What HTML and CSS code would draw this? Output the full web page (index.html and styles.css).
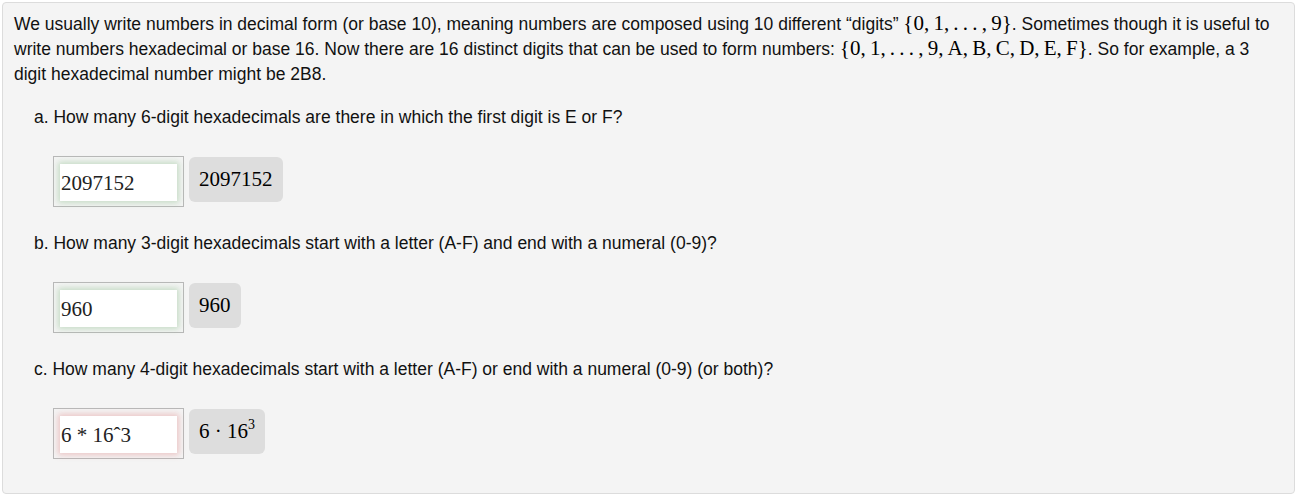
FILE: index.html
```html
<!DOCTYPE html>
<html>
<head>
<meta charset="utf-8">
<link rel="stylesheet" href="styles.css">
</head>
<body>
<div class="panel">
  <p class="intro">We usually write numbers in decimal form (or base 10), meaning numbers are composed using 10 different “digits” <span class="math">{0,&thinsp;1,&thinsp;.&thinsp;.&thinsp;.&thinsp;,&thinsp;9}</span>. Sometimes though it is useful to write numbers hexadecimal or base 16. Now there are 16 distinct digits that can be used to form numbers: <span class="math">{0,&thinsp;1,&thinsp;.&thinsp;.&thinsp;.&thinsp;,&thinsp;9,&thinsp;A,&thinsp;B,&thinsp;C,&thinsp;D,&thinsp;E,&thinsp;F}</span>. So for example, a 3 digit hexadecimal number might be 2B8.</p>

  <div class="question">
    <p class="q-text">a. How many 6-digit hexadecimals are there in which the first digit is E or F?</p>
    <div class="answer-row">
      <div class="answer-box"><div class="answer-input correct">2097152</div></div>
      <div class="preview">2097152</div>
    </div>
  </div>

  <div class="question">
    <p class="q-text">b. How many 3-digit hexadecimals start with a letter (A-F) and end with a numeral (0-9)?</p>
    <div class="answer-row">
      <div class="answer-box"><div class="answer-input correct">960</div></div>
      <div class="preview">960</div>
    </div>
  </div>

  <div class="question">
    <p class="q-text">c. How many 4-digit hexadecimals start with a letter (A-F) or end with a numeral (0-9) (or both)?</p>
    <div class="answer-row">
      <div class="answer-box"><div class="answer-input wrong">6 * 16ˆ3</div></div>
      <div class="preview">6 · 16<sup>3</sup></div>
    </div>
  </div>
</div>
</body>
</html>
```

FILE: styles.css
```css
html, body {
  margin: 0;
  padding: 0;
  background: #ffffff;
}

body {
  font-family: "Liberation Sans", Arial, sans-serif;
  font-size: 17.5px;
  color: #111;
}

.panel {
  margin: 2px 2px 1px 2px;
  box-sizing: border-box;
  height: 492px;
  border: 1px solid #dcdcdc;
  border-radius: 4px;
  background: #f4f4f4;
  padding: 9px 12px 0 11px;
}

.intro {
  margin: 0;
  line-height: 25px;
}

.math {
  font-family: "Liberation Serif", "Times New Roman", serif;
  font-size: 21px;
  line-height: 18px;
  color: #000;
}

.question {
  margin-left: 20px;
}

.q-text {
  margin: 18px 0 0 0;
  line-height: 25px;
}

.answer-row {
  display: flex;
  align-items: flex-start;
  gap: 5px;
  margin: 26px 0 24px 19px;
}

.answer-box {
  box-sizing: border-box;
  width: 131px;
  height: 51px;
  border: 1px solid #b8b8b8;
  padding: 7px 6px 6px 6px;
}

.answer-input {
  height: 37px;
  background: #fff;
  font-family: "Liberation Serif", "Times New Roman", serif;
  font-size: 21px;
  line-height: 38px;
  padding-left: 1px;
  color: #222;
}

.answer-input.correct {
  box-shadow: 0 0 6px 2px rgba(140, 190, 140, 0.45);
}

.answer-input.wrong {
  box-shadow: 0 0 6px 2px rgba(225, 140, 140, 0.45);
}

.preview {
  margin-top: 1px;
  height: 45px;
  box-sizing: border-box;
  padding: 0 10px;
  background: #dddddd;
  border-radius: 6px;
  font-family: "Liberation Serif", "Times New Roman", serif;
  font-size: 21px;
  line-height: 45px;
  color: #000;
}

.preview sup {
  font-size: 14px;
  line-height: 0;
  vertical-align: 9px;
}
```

**Exercise prompt:** Copy out all the data exactly; skip the pictures.

**Full solution:**
What HTML and CSS code would draw this? Output the full web page (index.html and styles.css).
FILE: index.html
```html
<!DOCTYPE html>
<html>
<head>
<meta charset="utf-8">
<link rel="stylesheet" href="styles.css">
</head>
<body>
<div class="panel">
  <p class="intro">We usually write numbers in decimal form (or base 10), meaning numbers are composed using 10 different “digits” <span class="math">{0,&thinsp;1,&thinsp;.&thinsp;.&thinsp;.&thinsp;,&thinsp;9}</span>. Sometimes though it is useful to write numbers hexadecimal or base 16. Now there are 16 distinct digits that can be used to form numbers: <span class="math">{0,&thinsp;1,&thinsp;.&thinsp;.&thinsp;.&thinsp;,&thinsp;9,&thinsp;A,&thinsp;B,&thinsp;C,&thinsp;D,&thinsp;E,&thinsp;F}</span>. So for example, a 3 digit hexadecimal number might be 2B8.</p>

  <div class="question">
    <p class="q-text">a. How many 6-digit hexadecimals are there in which the first digit is E or F?</p>
    <div class="answer-row">
      <div class="answer-box"><div class="answer-input correct">2097152</div></div>
      <div class="preview">2097152</div>
    </div>
  </div>

  <div class="question">
    <p class="q-text">b. How many 3-digit hexadecimals start with a letter (A-F) and end with a numeral (0-9)?</p>
    <div class="answer-row">
      <div class="answer-box"><div class="answer-input correct">960</div></div>
      <div class="preview">960</div>
    </div>
  </div>

  <div class="question">
    <p class="q-text">c. How many 4-digit hexadecimals start with a letter (A-F) or end with a numeral (0-9) (or both)?</p>
    <div class="answer-row">
      <div class="answer-box"><div class="answer-input wrong">6 * 16ˆ3</div></div>
      <div class="preview">6 · 16<sup>3</sup></div>
    </div>
  </div>
</div>
</body>
</html>
```

FILE: styles.css
```css
html, body {
  margin: 0;
  padding: 0;
  background: #ffffff;
}

body {
  font-family: "Liberation Sans", Arial, sans-serif;
  font-size: 17.5px;
  color: #111;
}

.panel {
  margin: 2px 2px 1px 2px;
  box-sizing: border-box;
  height: 492px;
  border: 1px solid #dcdcdc;
  border-radius: 4px;
  background: #f4f4f4;
  padding: 9px 12px 0 11px;
}

.intro {
  margin: 0;
  line-height: 25px;
}

.math {
  font-family: "Liberation Serif", "Times New Roman", serif;
  font-size: 21px;
  line-height: 18px;
  color: #000;
}

.question {
  margin-left: 20px;
}

.q-text {
  margin: 18px 0 0 0;
  line-height: 25px;
}

.answer-row {
  display: flex;
  align-items: flex-start;
  gap: 5px;
  margin: 26px 0 24px 19px;
}

.answer-box {
  box-sizing: border-box;
  width: 131px;
  height: 51px;
  border: 1px solid #b8b8b8;
  padding: 7px 6px 6px 6px;
}

.answer-input {
  height: 37px;
  background: #fff;
  font-family: "Liberation Serif", "Times New Roman", serif;
  font-size: 21px;
  line-height: 38px;
  padding-left: 1px;
  color: #222;
}

.answer-input.correct {
  box-shadow: 0 0 6px 2px rgba(140, 190, 140, 0.45);
}

.answer-input.wrong {
  box-shadow: 0 0 6px 2px rgba(225, 140, 140, 0.45);
}

.preview {
  margin-top: 1px;
  height: 45px;
  box-sizing: border-box;
  padding: 0 10px;
  background: #dddddd;
  border-radius: 6px;
  font-family: "Liberation Serif", "Times New Roman", serif;
  font-size: 21px;
  line-height: 45px;
  color: #000;
}

.preview sup {
  font-size: 14px;
  line-height: 0;
  vertical-align: 9px;
}
```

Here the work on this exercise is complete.